28 Burung Endemik Diselundupkan dengan Kapal Tunda
Kapal tunda penarik tongkang bermuatan kayu menyelundupkan 28 ekor burung endemik terancam punah dari Pulau Buru, Maluku, ke Medan, Sumatera Utara. Selama satu bulan pelayaran, burung disimpan di sela dinding kapal dan diberi makan bubur bayi instan. Para penyelundup diduga bagian dari sindikat perdagangan satwa internasional
Oleh
NIKSON SINAGA
·3 menit baca
MEDAN, KOMPAS – Kapal tunda penarik tongkang bermuatan kayu menyelundupkan 28 ekor burung endemik terancam punah dari Pulau Buru, Maluku, ke Medan, Sumatera Utara. Selama satu bulan pelayaran, burung disimpan di sela dinding kapal dan diberi makan bubur bayi instan. Para penyelundup diduga bagian dari sindikat perdagangan satwa internasional.
Kepala Kantor Pelayanan dan Pengawasan Bea dan Cukai (KPPBC) Belawan Haryo Limanseto, di Medan, Senin (15/4/2019), mengatakan, modus penyelundupan satwa dilindungi tersebut termasuk baru. Mereka menyimpan satwa di sela dinding kamar anak buah kapal di kapal tunda.
“Penyelundupan satwa dilindungi ini dilakukan dengan sangat terencana. Ini menunjukkan modus ini sudah dilakukan beberapa kali,” kata Haryo.
Haryo mengatakan, penyelundupan itu diungkap oleh patroli laut rutin KPPBC Belawan, Sabtu (13/4/2019) malam. Petugas melakukan pemeriksaan terhadap Kapal Tunda Kenari Djaja yang menarik tongkang bermuatan kayu bulat di perairan Belawan, Medan. Petugas memeriksa dokumen pengiriman kayu tersebut.

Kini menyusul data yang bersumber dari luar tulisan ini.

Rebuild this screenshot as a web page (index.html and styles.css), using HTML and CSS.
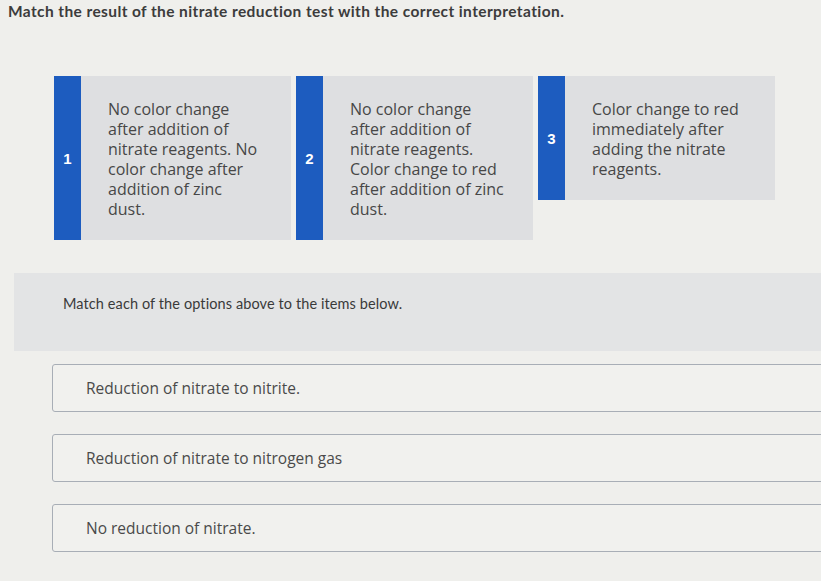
FILE: index.html
```html
<!DOCTYPE html>
<html lang="en">
<head>
<meta charset="utf-8">
<title>Nitrate reduction test</title>
<link rel="stylesheet" href="styles.css">
</head>
<body>
<h1 class="title">Match the result of the nitrate reduction test with the correct interpretation.</h1>

<div class="options">
  <div class="card">
    <div class="num">1</div>
    <div class="card-body">No color change<br>after addition of<br>nitrate reagents. No<br>color change after<br>addition of zinc<br>dust.</div>
  </div>
  <div class="card">
    <div class="num">2</div>
    <div class="card-body">No color change<br>after addition of<br>nitrate reagents.<br>Color change to red<br>after addition of zinc<br>dust.</div>
  </div>
  <div class="card">
    <div class="num">3</div>
    <div class="card-body">Color change to red<br>immediately after<br>adding the nitrate<br>reagents.</div>
  </div>
</div>

<div class="prompt">Match each of the options above to the items below.</div>

<div class="targets">
  <div class="target">Reduction of nitrate to nitrite.</div>
  <div class="target">Reduction of nitrate to nitrogen gas</div>
  <div class="target">No reduction of nitrate.</div>
</div>
</body>
</html>
```

FILE: styles.css
```css
html, body {
  margin: 0;
  padding: 0;
}

body {
  width: 821px;
  height: 581px;
  overflow: hidden;
  background: #efefec;
  font-family: "Open Sans", "Liberation Sans", sans-serif;
  color: #444;
}

.title {
  margin: 0;
  padding: 1px 0 0 8px;
  font-family: Lato, "Liberation Sans", sans-serif;
  font-weight: 700;
  font-size: 15.5px;
  letter-spacing: 0.4px;
  line-height: 20px;
  color: #3c3c3c;
  white-space: nowrap;
}

.options {
  display: flex;
  align-items: flex-start;
  gap: 5px;
  margin-top: 55px;
  padding-left: 54px;
}

.card {
  display: flex;
  align-items: stretch;
  width: 237px;
}

.num {
  width: 27px;
  flex: none;
  display: flex;
  align-items: center;
  justify-content: center;
  background: #1d5cbf;
  color: #fff;
  font-family: "Liberation Sans", Arial, sans-serif;
  font-weight: 700;
  font-size: 15px;
}

.card-body {
  flex: 1;
  background: #dedfe1;
  padding: 23px 10px 21px 27px;
  font-size: 16px;
  line-height: 20px;
  color: #474747;
  white-space: nowrap;
}

.prompt {
  margin: 33px -20px 0 14px;
  padding: 21px 0 37px 49px;
  background: #e3e4e5;
  font-family: Lato, "Liberation Sans", sans-serif;
  font-size: 14.5px;
  letter-spacing: 0.1px;
  line-height: 20px;
  color: #3a3a3a;
}

.targets {
  display: flex;
  flex-direction: column;
  gap: 22px;
  margin: 13px -20px 0 52px;
}

.target {
  height: 46px;
  display: flex;
  align-items: center;
  padding-left: 33px;
  border: 1.5px solid #a8aeb6;
  border-radius: 3px;
  background: #f1f1ee;
  font-size: 15.5px;
  color: #4a4a4a;
}
```
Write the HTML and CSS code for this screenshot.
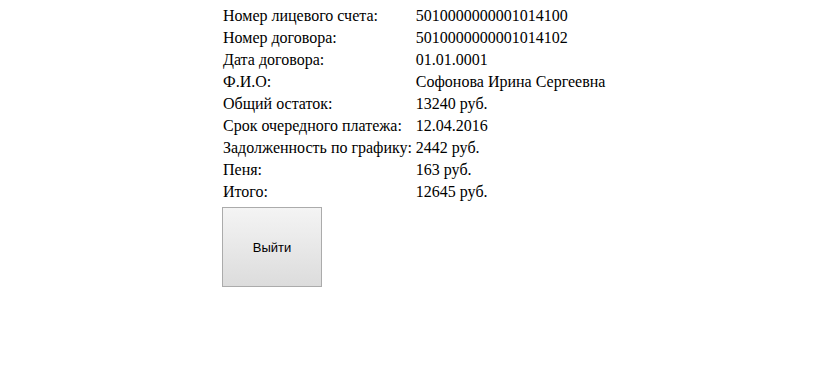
FILE: index.html
```html
<!DOCTYPE html>
<html>
<head>
<meta charset="utf-8">
<link rel="stylesheet" href="styles.css">
</head>
<body>
<div class="wrap">
  <table class="info">
    <tr><td>Номер лицевого счета:</td><td>5010000000001014100</td></tr>
    <tr><td>Номер договора:</td><td>5010000000001014102</td></tr>
    <tr><td>Дата договора:</td><td>01.01.0001</td></tr>
    <tr><td>Ф.И.О:</td><td>Софонова Ирина Сергеевна</td></tr>
    <tr><td>Общий остаток:</td><td>13240 руб.</td></tr>
    <tr><td>Срок очередного платежа:</td><td>12.04.2016</td></tr>
    <tr><td>Задолженность по графику:</td><td>2442 руб.</td></tr>
    <tr><td>Пеня:</td><td>163 руб.</td></tr>
    <tr><td>Итого:</td><td>12645 руб.</td></tr>
  </table>
  <button class="exit">Выйти</button>
</div>
</body>
</html>
```
FILE: styles.css
```css
html, body {
  margin: 0;
  padding: 0;
  background: #fff;
}
body {
  font-family: "Liberation Serif", "Times New Roman", serif;
  font-size: 16px;
  color: #000;
}
.wrap {
  width: fit-content;
  margin-left: 222px;
  padding-top: 5px;
}
.info {
  border-collapse: collapse;
}
.info td {
  padding: 2px 1px;
  line-height: 18px;
  white-space: nowrap;
  vertical-align: top;
}
.info td:first-child {
  padding-right: 3px;
}
.exit {
  display: block;
  margin-top: 4px;
  width: 100px;
  height: 80px;
  border: 1px solid #ababab;
  border-radius: 0;
  background: linear-gradient(#f4f4f4, #dcdcdc);
  font-family: "Liberation Sans", Arial, sans-serif;
  font-size: 13px;
  color: #000;
  padding: 0;
}
```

Karena curiga dengan gelagat awak kapal yang gelisah, petugas melakukan pemeriksaan mendalam di kabin kapal. Awalnya petugas tidak menemukan barang mencurigakan. Namun, petugas mendengar suara burung. Mereka pun menggeledah kamar anak buah kapal dan menemukan burung berstatus dilindungi disimpan di sela dinding.
Burung tersebut yakni 23 ekor nuri ambon (Alisterus amboinensis), satu ekor nuri kepala hitam (Lorius lory), dan empat kakak tua jambul kuning, (Cacatua sulphurea). Burung nuri ambon dikurung dalam sangkar besi. Sementara, kakak tua dan nuri kepala hitam dibuat dalam kandang terbuka dan satu kakinya dirantai besi. Kondisi burung tersebut pun sudah memburuk karena hanya diberi bubur bayi selama pelayaran. Atas temuan itu, sembilan anak buah kapal pun langsung ditahan.
Kepala Balai Besar Konservasi Sumber Daya Alam Sumatera Utara Hotmauli Sianturi mengatakan, mereka akan berupaya mengungkap jaringan perdagangan satwa dilindungi tersebut sampai ke akarnya. “Para pelaku ini sepertinya bagian dari sindikat perdagangan satwa yang sudah terorganisir,” katanya.
Hotmauli mengatakan, penyelundupan satwa dilindungi itu menjadi titik terang untuk mengungkap jalur perdagangan satwa dilindungi dari Indonesia timur. Burung-burung tersebut dikirim dari jalur laut dari Indonesia timur ke Medan. Dari Medan, satwa tersebut kemungkinan dikirim ke Singapura atau Malaysia. “Namun, kami masih terus mendalami jalur penyelunduapan satwa ini,” katanya.
Hotmauli mengatakan, kasus tersebut akan diselidiki Balai Pengamanan dan Penegakan Hukum Lingkungan Hidup Sumatera. Disamping penegakan hukum, kata Hotmauli, yang paling penting adalah penyelamatan satwa.
BBKSDA akan membawa burung-burung itu langsung ke Pusat Penyelamatan Satwa Sibolangit di Kabupaten Deli Serdang. Setelah kondisinya membaik, burung-burung tersebut akan dikirim ke Maluku untuk dilepasliarkan di habitat aslinya.
Pelepasliaran burung tersebut, kata Hotmauli, sangat penting di tengah kondisi pupulasi burung yang terancam punah di alam liar. “Burung endemik Indonesia timur menghadapi ancaman perburuan dan perdagangan satwa,” katanya.
Kepala Balai Besar Karantina Pertanian Belawan Bambang Haryanto mengatakan, modus pengiriman satwa melalui kapal tunda tersebut untuk menghindari pemeriksaan petugas, termasuk petugas balai karantina. Penyelamatan satwa dilindungi dan terancam punah, kata Bambang, menjadi focus balai karantina.